- What you will do:
Copy out the records precisely, omitting pictures.

- Task input:
--------------------------------

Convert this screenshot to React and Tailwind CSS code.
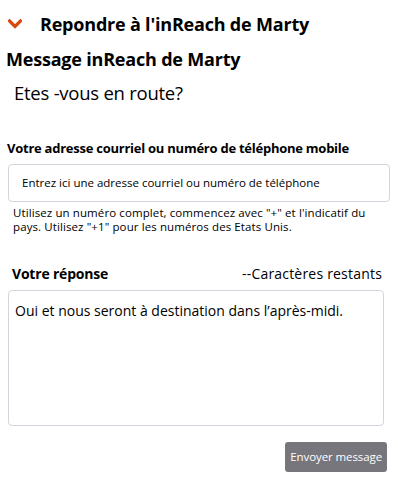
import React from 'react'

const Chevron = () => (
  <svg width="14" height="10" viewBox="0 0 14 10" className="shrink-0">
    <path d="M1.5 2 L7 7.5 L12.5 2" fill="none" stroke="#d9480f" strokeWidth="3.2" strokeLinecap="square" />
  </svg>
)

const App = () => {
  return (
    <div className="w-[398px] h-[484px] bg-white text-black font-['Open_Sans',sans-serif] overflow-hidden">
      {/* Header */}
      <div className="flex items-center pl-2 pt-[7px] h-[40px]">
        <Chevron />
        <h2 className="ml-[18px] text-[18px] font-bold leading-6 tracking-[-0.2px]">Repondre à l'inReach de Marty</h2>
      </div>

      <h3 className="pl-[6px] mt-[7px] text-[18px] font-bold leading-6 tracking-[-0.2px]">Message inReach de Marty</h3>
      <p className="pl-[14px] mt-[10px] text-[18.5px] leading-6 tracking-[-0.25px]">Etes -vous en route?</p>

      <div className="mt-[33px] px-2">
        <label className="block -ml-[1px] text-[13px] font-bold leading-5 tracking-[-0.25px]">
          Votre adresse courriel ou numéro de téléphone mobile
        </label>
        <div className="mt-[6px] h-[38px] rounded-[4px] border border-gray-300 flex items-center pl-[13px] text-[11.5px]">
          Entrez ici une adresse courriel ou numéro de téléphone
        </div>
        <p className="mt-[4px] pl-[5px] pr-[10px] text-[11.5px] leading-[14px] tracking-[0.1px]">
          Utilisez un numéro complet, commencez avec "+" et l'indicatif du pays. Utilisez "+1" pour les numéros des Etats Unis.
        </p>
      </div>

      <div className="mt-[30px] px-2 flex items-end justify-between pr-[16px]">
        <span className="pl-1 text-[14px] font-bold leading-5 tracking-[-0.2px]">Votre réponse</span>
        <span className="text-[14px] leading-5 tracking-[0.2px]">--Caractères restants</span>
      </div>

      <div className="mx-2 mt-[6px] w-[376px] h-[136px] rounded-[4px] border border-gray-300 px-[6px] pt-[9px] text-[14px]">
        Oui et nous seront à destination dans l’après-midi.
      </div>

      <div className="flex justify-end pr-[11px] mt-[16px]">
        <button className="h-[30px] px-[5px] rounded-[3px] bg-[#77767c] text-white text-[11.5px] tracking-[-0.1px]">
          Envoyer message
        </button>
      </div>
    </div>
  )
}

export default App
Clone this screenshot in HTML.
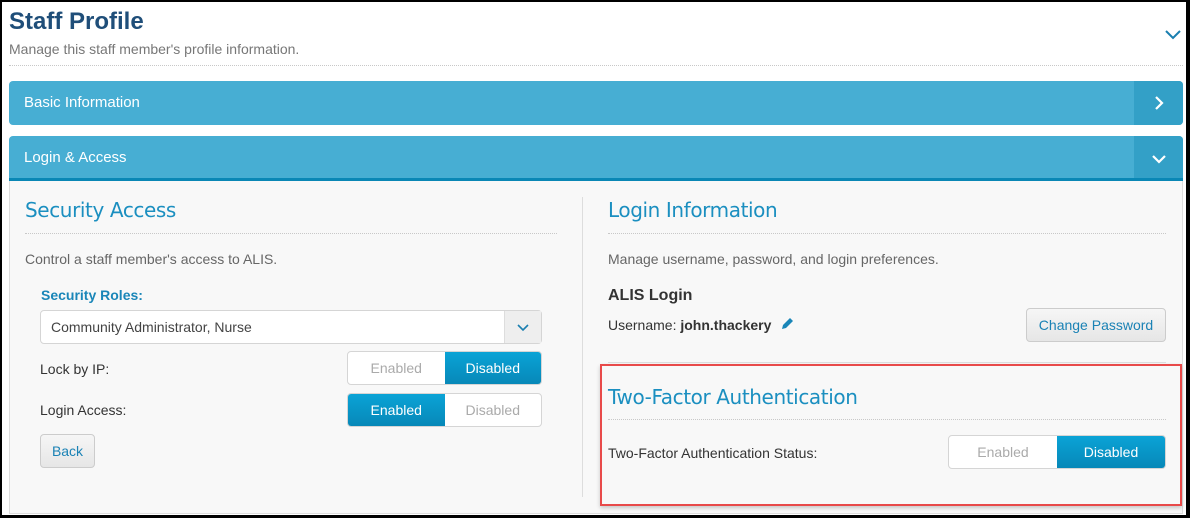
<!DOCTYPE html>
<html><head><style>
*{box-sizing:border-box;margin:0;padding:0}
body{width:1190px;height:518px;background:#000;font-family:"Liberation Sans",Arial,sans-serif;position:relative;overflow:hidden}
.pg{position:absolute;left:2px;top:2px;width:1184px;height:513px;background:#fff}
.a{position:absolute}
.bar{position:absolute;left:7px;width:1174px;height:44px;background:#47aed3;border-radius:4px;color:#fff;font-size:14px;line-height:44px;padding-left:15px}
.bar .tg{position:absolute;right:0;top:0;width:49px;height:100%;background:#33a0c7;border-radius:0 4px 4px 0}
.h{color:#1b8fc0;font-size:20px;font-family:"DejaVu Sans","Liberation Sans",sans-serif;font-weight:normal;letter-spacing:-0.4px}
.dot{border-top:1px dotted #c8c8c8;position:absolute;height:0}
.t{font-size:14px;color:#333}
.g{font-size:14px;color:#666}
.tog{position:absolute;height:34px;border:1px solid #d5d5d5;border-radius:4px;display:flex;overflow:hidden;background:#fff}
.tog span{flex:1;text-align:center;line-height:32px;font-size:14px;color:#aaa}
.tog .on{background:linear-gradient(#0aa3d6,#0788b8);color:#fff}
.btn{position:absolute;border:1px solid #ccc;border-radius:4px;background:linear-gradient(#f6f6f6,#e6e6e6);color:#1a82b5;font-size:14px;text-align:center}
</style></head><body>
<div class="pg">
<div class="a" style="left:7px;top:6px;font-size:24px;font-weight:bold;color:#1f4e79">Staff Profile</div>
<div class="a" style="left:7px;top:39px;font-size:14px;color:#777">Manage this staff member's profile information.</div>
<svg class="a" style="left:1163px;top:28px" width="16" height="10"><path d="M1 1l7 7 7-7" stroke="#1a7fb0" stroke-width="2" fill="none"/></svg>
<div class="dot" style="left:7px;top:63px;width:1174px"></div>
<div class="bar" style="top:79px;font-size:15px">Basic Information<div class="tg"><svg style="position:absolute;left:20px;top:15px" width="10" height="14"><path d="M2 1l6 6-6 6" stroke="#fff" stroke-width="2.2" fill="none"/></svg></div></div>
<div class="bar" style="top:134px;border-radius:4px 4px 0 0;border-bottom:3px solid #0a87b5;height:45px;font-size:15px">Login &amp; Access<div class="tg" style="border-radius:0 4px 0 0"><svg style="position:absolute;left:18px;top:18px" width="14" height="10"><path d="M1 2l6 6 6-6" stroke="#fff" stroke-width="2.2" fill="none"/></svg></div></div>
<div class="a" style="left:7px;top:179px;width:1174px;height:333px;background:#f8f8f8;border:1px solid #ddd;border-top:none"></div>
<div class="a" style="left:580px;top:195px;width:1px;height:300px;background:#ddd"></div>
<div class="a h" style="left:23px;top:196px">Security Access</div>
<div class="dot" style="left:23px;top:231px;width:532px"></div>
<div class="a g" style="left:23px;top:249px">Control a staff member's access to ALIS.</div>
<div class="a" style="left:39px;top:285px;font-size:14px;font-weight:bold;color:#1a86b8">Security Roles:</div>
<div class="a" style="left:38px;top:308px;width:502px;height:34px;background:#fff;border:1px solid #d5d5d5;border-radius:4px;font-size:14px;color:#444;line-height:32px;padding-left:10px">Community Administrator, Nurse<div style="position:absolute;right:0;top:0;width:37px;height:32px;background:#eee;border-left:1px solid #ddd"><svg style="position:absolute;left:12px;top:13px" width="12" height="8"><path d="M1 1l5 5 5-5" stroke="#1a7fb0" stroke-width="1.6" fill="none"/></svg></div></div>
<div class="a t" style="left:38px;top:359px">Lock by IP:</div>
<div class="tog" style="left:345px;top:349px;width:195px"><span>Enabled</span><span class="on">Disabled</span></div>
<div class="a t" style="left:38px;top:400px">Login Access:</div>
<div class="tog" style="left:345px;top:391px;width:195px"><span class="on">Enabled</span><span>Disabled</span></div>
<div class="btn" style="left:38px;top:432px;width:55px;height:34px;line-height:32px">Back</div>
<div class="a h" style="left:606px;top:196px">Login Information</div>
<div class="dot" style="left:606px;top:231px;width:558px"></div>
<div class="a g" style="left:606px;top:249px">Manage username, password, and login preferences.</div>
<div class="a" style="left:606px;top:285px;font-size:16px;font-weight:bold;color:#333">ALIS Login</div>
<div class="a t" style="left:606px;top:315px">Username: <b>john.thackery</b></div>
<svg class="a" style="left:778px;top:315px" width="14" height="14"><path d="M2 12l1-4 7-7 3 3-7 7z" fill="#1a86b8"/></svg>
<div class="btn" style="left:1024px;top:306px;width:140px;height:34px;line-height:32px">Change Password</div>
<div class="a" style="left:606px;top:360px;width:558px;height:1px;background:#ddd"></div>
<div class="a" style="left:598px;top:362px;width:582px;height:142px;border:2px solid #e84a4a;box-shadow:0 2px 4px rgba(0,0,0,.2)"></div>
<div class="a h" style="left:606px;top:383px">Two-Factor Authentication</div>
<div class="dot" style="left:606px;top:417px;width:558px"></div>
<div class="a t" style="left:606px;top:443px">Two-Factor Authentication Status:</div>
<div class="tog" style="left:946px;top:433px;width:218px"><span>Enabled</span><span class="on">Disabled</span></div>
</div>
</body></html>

--------------------------------

- Finished answer:
Convert this screenshot to React and Tailwind CSS code.
import React from 'react'

const Chevron = () => (
  <svg width="14" height="10" viewBox="0 0 14 10" className="shrink-0">
    <path d="M1.5 2 L7 7.5 L12.5 2" fill="none" stroke="#d9480f" strokeWidth="3.2" strokeLinecap="square" />
  </svg>
)

const App = () => {
  return (
    <div className="w-[398px] h-[484px] bg-white text-black font-['Open_Sans',sans-serif] overflow-hidden">
      {/* Header */}
      <div className="flex items-center pl-2 pt-[7px] h-[40px]">
        <Chevron />
        <h2 className="ml-[18px] text-[18px] font-bold leading-6 tracking-[-0.2px]">Repondre à l'inReach de Marty</h2>
      </div>

      <h3 className="pl-[6px] mt-[7px] text-[18px] font-bold leading-6 tracking-[-0.2px]">Message inReach de Marty</h3>
      <p className="pl-[14px] mt-[10px] text-[18.5px] leading-6 tracking-[-0.25px]">Etes -vous en route?</p>

      <div className="mt-[33px] px-2">
        <label className="block -ml-[1px] text-[13px] font-bold leading-5 tracking-[-0.25px]">
          Votre adresse courriel ou numéro de téléphone mobile
        </label>
        <div className="mt-[6px] h-[38px] rounded-[4px] border border-gray-300 flex items-center pl-[13px] text-[11.5px]">
          Entrez ici une adresse courriel ou numéro de téléphone
        </div>
        <p className="mt-[4px] pl-[5px] pr-[10px] text-[11.5px] leading-[14px] tracking-[0.1px]">
          Utilisez un numéro complet, commencez avec "+" et l'indicatif du pays. Utilisez "+1" pour les numéros des Etats Unis.
        </p>
      </div>

      <div className="mt-[30px] px-2 flex items-end justify-between pr-[16px]">
        <span className="pl-1 text-[14px] font-bold leading-5 tracking-[-0.2px]">Votre réponse</span>
        <span className="text-[14px] leading-5 tracking-[0.2px]">--Caractères restants</span>
      </div>

      <div className="mx-2 mt-[6px] w-[376px] h-[136px] rounded-[4px] border border-gray-300 px-[6px] pt-[9px] text-[14px]">
        Oui et nous seront à destination dans l’après-midi.
      </div>

      <div className="flex justify-end pr-[11px] mt-[16px]">
        <button className="h-[30px] px-[5px] rounded-[3px] bg-[#77767c] text-white text-[11.5px] tracking-[-0.1px]">
          Envoyer message
        </button>
      </div>
    </div>
  )
}

export default App
Clone this screenshot in HTML.
<!DOCTYPE html>
<html><head><style>
*{box-sizing:border-box;margin:0;padding:0}
body{width:1190px;height:518px;background:#000;font-family:"Liberation Sans",Arial,sans-serif;position:relative;overflow:hidden}
.pg{position:absolute;left:2px;top:2px;width:1184px;height:513px;background:#fff}
.a{position:absolute}
.bar{position:absolute;left:7px;width:1174px;height:44px;background:#47aed3;border-radius:4px;color:#fff;font-size:14px;line-height:44px;padding-left:15px}
.bar .tg{position:absolute;right:0;top:0;width:49px;height:100%;background:#33a0c7;border-radius:0 4px 4px 0}
.h{color:#1b8fc0;font-size:20px;font-family:"DejaVu Sans","Liberation Sans",sans-serif;font-weight:normal;letter-spacing:-0.4px}
.dot{border-top:1px dotted #c8c8c8;position:absolute;height:0}
.t{font-size:14px;color:#333}
.g{font-size:14px;color:#666}
.tog{position:absolute;height:34px;border:1px solid #d5d5d5;border-radius:4px;display:flex;overflow:hidden;background:#fff}
.tog span{flex:1;text-align:center;line-height:32px;font-size:14px;color:#aaa}
.tog .on{background:linear-gradient(#0aa3d6,#0788b8);color:#fff}
.btn{position:absolute;border:1px solid #ccc;border-radius:4px;background:linear-gradient(#f6f6f6,#e6e6e6);color:#1a82b5;font-size:14px;text-align:center}
</style></head><body>
<div class="pg">
<div class="a" style="left:7px;top:6px;font-size:24px;font-weight:bold;color:#1f4e79">Staff Profile</div>
<div class="a" style="left:7px;top:39px;font-size:14px;color:#777">Manage this staff member's profile information.</div>
<svg class="a" style="left:1163px;top:28px" width="16" height="10"><path d="M1 1l7 7 7-7" stroke="#1a7fb0" stroke-width="2" fill="none"/></svg>
<div class="dot" style="left:7px;top:63px;width:1174px"></div>
<div class="bar" style="top:79px;font-size:15px">Basic Information<div class="tg"><svg style="position:absolute;left:20px;top:15px" width="10" height="14"><path d="M2 1l6 6-6 6" stroke="#fff" stroke-width="2.2" fill="none"/></svg></div></div>
<div class="bar" style="top:134px;border-radius:4px 4px 0 0;border-bottom:3px solid #0a87b5;height:45px;font-size:15px">Login &amp; Access<div class="tg" style="border-radius:0 4px 0 0"><svg style="position:absolute;left:18px;top:18px" width="14" height="10"><path d="M1 2l6 6 6-6" stroke="#fff" stroke-width="2.2" fill="none"/></svg></div></div>
<div class="a" style="left:7px;top:179px;width:1174px;height:333px;background:#f8f8f8;border:1px solid #ddd;border-top:none"></div>
<div class="a" style="left:580px;top:195px;width:1px;height:300px;background:#ddd"></div>
<div class="a h" style="left:23px;top:196px">Security Access</div>
<div class="dot" style="left:23px;top:231px;width:532px"></div>
<div class="a g" style="left:23px;top:249px">Control a staff member's access to ALIS.</div>
<div class="a" style="left:39px;top:285px;font-size:14px;font-weight:bold;color:#1a86b8">Security Roles:</div>
<div class="a" style="left:38px;top:308px;width:502px;height:34px;background:#fff;border:1px solid #d5d5d5;border-radius:4px;font-size:14px;color:#444;line-height:32px;padding-left:10px">Community Administrator, Nurse<div style="position:absolute;right:0;top:0;width:37px;height:32px;background:#eee;border-left:1px solid #ddd"><svg style="position:absolute;left:12px;top:13px" width="12" height="8"><path d="M1 1l5 5 5-5" stroke="#1a7fb0" stroke-width="1.6" fill="none"/></svg></div></div>
<div class="a t" style="left:38px;top:359px">Lock by IP:</div>
<div class="tog" style="left:345px;top:349px;width:195px"><span>Enabled</span><span class="on">Disabled</span></div>
<div class="a t" style="left:38px;top:400px">Login Access:</div>
<div class="tog" style="left:345px;top:391px;width:195px"><span class="on">Enabled</span><span>Disabled</span></div>
<div class="btn" style="left:38px;top:432px;width:55px;height:34px;line-height:32px">Back</div>
<div class="a h" style="left:606px;top:196px">Login Information</div>
<div class="dot" style="left:606px;top:231px;width:558px"></div>
<div class="a g" style="left:606px;top:249px">Manage username, password, and login preferences.</div>
<div class="a" style="left:606px;top:285px;font-size:16px;font-weight:bold;color:#333">ALIS Login</div>
<div class="a t" style="left:606px;top:315px">Username: <b>john.thackery</b></div>
<svg class="a" style="left:778px;top:315px" width="14" height="14"><path d="M2 12l1-4 7-7 3 3-7 7z" fill="#1a86b8"/></svg>
<div class="btn" style="left:1024px;top:306px;width:140px;height:34px;line-height:32px">Change Password</div>
<div class="a" style="left:606px;top:360px;width:558px;height:1px;background:#ddd"></div>
<div class="a" style="left:598px;top:362px;width:582px;height:142px;border:2px solid #e84a4a;box-shadow:0 2px 4px rgba(0,0,0,.2)"></div>
<div class="a h" style="left:606px;top:383px">Two-Factor Authentication</div>
<div class="dot" style="left:606px;top:417px;width:558px"></div>
<div class="a t" style="left:606px;top:443px">Two-Factor Authentication Status:</div>
<div class="tog" style="left:946px;top:433px;width:218px"><span>Enabled</span><span class="on">Disabled</span></div>
</div>
</body></html>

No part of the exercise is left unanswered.